• Requirement: Without the pictures, set down every line of the data exactly.

-------------------------

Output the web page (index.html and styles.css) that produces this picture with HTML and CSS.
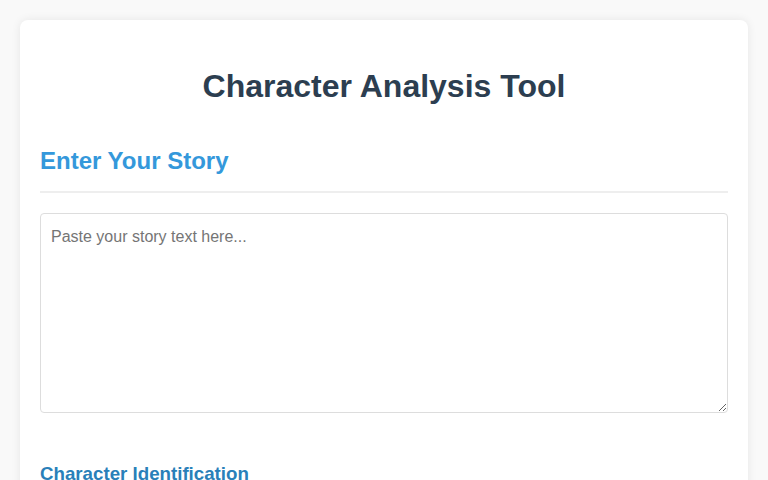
FILE: index.html
```html
<!DOCTYPE html>
<html lang="en">
<head>
    <meta charset="UTF-8">
    <meta name="viewport" content="width=device-width, initial-scale=1.0">
    <title>Character Analysis Tool</title>
    <link rel="stylesheet" href="styles.css">
</head>
<body>
    <div class="container">
        <h1>Character Analysis Tool</h1>

        <div class="section">
            <h2>Enter Your Story</h2>
            <textarea id="storyText" placeholder="Paste your story text here..."></textarea>
        </div>

        <div class="section">
            <h3>Character Identification</h3>
        </div>
    </div>
</body>
</html>
```

FILE: styles.css
```css
* {
    box-sizing: border-box;
}

body {
    font-family: "Liberation Sans", Arial, sans-serif;
    line-height: 1.6;
    background: #f9f9f9;
    margin: 0;
    padding: 20px;
    color: #333;
}

.container {
    background: white;
    border-radius: 8px;
    box-shadow: 0 0 10px rgba(0,0,0,0.08);
    padding: 20px;
    min-height: 600px;
}

h1 {
    text-align: center;
    color: #2c3e50;
    font-size: 32px;
    margin: 21px 0;
}

h2 {
    color: #3498db;
    font-size: 24px;
    margin: 30px 0 20px;
    padding-bottom: 10px;
    border-bottom: 2px solid #eee;
}

h3 {
    color: #2980b9;
    font-size: 1.17em;
    margin: 0;
}

textarea {
    display: block;
    width: 100%;
    height: 200px;
    padding: 10px;
    margin-bottom: 46px;
    border: 1px solid #ddd;
    border-radius: 4px;
    font: inherit;
    color: #333;
    resize: vertical;
}

textarea::placeholder {
    color: #757575;
}
```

-------------------------

• Solution for this exercise:
Output the web page (index.html and styles.css) that produces this picture with HTML and CSS.
FILE: index.html
```html
<!DOCTYPE html>
<html lang="en">
<head>
    <meta charset="UTF-8">
    <meta name="viewport" content="width=device-width, initial-scale=1.0">
    <title>Character Analysis Tool</title>
    <link rel="stylesheet" href="styles.css">
</head>
<body>
    <div class="container">
        <h1>Character Analysis Tool</h1>

        <div class="section">
            <h2>Enter Your Story</h2>
            <textarea id="storyText" placeholder="Paste your story text here..."></textarea>
        </div>

        <div class="section">
            <h3>Character Identification</h3>
        </div>
    </div>
</body>
</html>
```

FILE: styles.css
```css
* {
    box-sizing: border-box;
}

body {
    font-family: "Liberation Sans", Arial, sans-serif;
    line-height: 1.6;
    background: #f9f9f9;
    margin: 0;
    padding: 20px;
    color: #333;
}

.container {
    background: white;
    border-radius: 8px;
    box-shadow: 0 0 10px rgba(0,0,0,0.08);
    padding: 20px;
    min-height: 600px;
}

h1 {
    text-align: center;
    color: #2c3e50;
    font-size: 32px;
    margin: 21px 0;
}

h2 {
    color: #3498db;
    font-size: 24px;
    margin: 30px 0 20px;
    padding-bottom: 10px;
    border-bottom: 2px solid #eee;
}

h3 {
    color: #2980b9;
    font-size: 1.17em;
    margin: 0;
}

textarea {
    display: block;
    width: 100%;
    height: 200px;
    padding: 10px;
    margin-bottom: 46px;
    border: 1px solid #ddd;
    border-radius: 4px;
    font: inherit;
    color: #333;
    resize: vertical;
}

textarea::placeholder {
    color: #757575;
}
```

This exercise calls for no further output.